We are especially reluctant to disturb a Family Part judge's fact-finding. "Because of the family courts' special jurisdiction and expertise in family matters, appellate courts should accord deference to family court fact-finding." Cesare, supra, 154 N.J. at 413. On the other hand, we owe no special deference to a trial court's legal interpretation of a statute, or "the legal consequences that flow from established facts." Manalapan Realty, L.P. v. Twp. Comm., 140 N.J. 366, 378 (1995) (citation omitted).

Applying these principles, we conclude that the court's fact-findings were adequately supported by the record. The court thoroughly analyzed the conflicting testimony of the witnesses. In so doing, the judge's findings were fully supported by the evidence presented.
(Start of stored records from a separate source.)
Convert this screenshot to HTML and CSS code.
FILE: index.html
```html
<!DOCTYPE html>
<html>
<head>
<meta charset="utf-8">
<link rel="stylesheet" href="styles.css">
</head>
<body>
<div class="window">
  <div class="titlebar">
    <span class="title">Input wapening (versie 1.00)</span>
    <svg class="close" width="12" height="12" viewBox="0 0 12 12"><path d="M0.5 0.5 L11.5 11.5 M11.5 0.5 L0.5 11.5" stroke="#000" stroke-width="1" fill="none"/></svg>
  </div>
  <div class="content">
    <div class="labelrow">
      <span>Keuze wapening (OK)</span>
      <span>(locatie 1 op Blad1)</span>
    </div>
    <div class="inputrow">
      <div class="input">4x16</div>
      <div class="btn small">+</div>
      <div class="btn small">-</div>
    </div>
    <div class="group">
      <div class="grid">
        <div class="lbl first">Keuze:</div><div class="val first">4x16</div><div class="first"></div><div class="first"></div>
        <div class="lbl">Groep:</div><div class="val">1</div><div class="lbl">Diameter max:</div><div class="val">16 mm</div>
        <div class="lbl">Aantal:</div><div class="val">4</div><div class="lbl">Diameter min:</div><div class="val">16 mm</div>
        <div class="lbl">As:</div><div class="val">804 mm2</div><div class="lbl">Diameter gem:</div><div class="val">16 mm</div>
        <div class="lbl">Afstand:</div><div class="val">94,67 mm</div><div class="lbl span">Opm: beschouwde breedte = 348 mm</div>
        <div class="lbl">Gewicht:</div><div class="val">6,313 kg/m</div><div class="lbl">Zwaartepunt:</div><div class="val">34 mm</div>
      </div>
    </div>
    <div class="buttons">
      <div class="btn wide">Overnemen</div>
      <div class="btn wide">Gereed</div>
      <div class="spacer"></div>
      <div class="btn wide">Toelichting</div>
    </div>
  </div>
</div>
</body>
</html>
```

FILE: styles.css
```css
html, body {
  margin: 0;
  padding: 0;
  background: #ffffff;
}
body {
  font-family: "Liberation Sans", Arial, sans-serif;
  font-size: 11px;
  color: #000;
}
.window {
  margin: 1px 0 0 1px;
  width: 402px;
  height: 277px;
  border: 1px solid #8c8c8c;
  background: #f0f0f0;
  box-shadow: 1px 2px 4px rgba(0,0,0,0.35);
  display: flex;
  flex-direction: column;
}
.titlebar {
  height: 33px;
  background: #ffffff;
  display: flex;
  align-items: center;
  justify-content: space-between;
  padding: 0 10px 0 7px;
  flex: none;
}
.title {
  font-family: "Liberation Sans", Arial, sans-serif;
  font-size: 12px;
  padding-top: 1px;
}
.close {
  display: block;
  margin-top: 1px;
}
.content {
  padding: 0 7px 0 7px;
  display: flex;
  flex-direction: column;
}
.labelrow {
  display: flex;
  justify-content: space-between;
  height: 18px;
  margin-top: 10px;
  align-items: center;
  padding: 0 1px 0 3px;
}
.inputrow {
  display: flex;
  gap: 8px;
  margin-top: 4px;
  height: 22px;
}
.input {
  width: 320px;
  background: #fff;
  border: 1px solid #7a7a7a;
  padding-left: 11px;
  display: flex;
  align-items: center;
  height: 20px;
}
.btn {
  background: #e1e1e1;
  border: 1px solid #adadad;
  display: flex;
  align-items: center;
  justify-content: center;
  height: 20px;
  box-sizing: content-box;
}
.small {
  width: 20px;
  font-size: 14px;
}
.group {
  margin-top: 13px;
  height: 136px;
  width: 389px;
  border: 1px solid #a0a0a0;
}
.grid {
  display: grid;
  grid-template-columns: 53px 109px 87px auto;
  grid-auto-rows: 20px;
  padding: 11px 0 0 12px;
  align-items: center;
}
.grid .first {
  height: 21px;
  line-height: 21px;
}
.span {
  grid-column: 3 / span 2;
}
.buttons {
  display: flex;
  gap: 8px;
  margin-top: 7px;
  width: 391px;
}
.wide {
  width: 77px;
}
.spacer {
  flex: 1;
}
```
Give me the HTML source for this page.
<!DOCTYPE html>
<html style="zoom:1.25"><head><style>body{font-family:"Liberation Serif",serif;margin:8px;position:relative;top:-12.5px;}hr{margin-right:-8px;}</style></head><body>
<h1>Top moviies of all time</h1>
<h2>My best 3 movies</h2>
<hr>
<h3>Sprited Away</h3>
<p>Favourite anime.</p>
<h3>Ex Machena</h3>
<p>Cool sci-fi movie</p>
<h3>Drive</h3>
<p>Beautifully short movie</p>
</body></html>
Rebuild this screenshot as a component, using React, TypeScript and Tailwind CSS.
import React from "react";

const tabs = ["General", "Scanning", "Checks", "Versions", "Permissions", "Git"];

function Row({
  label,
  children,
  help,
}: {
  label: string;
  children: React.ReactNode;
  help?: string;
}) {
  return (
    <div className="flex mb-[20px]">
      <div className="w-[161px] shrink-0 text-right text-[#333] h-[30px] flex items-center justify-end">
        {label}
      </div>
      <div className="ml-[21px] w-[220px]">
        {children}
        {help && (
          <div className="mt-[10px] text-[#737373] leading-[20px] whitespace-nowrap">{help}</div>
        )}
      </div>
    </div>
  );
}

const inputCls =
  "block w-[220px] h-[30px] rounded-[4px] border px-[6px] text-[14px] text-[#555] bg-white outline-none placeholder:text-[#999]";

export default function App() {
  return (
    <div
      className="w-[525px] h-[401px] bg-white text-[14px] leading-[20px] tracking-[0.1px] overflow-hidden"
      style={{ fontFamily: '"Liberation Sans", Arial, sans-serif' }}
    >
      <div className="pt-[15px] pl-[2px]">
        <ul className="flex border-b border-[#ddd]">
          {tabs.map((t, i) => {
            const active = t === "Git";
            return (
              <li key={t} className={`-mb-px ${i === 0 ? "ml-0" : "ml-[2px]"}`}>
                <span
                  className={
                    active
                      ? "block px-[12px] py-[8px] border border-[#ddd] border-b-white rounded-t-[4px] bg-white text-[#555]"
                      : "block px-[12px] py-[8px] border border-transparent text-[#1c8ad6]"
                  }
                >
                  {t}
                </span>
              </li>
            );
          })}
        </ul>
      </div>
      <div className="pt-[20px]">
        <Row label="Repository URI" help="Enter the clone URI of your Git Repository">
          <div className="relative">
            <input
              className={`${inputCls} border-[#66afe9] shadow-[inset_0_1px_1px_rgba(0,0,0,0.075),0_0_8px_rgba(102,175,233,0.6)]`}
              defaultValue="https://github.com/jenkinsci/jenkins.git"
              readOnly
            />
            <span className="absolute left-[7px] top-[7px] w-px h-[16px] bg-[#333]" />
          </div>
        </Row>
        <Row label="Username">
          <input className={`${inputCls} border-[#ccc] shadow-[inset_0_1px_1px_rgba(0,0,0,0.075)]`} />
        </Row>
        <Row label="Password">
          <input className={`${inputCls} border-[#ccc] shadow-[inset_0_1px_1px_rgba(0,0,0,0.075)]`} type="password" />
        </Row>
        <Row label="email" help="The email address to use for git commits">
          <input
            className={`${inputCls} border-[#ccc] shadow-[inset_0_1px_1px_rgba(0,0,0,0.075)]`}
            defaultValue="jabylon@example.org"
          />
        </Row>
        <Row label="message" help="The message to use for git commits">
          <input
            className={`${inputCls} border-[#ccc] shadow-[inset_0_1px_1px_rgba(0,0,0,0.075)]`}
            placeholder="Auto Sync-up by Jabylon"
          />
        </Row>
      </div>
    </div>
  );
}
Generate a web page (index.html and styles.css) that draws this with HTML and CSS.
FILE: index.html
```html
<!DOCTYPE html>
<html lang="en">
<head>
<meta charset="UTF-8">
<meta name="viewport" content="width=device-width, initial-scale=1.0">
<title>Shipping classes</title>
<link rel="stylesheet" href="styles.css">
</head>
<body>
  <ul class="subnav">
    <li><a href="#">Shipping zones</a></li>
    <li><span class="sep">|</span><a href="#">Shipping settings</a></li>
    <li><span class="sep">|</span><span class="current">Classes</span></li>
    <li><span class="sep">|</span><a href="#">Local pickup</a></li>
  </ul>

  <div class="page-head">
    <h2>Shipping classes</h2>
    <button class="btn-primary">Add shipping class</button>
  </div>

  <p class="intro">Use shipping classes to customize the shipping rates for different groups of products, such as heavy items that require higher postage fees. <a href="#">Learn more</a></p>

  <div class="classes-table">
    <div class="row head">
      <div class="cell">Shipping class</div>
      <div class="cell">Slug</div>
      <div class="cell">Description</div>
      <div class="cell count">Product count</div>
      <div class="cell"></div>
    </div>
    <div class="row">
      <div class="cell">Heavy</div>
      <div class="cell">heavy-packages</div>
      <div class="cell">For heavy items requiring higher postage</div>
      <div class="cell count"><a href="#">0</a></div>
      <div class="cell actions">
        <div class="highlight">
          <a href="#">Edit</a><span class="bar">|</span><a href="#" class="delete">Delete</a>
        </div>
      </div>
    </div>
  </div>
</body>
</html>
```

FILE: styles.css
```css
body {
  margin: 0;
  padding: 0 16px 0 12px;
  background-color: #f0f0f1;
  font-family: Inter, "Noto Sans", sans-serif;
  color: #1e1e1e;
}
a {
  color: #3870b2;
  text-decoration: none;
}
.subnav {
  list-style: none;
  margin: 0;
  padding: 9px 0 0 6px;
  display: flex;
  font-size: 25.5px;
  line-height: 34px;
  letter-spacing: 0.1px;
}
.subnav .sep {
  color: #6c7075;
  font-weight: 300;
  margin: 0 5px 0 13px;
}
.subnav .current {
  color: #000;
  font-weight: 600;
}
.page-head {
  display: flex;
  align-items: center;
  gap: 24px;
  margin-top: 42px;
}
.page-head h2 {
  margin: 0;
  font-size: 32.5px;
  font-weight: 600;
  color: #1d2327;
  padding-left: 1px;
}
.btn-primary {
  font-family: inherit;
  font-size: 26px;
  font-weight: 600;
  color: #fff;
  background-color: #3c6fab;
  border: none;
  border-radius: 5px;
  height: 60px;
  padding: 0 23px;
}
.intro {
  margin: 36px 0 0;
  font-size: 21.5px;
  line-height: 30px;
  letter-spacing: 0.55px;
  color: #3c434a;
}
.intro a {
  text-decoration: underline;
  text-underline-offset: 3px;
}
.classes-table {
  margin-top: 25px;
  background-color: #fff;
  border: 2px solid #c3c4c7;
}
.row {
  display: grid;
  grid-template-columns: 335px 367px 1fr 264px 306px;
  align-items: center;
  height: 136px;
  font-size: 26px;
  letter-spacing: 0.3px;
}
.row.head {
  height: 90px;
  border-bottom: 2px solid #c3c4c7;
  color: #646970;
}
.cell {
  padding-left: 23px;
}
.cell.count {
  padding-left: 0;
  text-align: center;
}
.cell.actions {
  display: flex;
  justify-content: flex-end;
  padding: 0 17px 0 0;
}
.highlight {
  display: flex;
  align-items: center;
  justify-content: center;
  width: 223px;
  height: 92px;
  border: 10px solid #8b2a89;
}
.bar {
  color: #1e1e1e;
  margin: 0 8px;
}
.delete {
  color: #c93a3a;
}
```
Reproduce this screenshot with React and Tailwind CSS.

We also reject appellant's assertion that the judge's acceptance of K.V.'s testimony regarding his Facebook identification of his assailant somehow ran afoul of the Court's guidance in State v. Henderson, 208 N.J. 208 (2011). Here, K.V.'s pre-trial identification through the use of Facebook was not the result of intervention by law enforcement. Moreover, K.V. identified appellant in court with certainty. Accordingly, we have no cause to disagree with the trial judge's conclusions regarding K.V.'s identification of appellant as the person who robbed his iPad.

Affirmed.


1 N.J.S.A. 2C:15-1(a) provides, "A person is guilty of robbery if, in the course of committing a theft, he: (1) Inflicts bodily injury or uses force upon another; or (2) Threatens another with or purposely puts him in fear of immediate bodily injury; . . . ."

2 On direct examination, K.V. first testified that he saw the young man "and a few people" and then later testified that the man was "alone."

3 This was the first time K.V. had informed the police authorities about the incident.

4 In addition, the property taken was similar in that both were hand-held electronic equipment.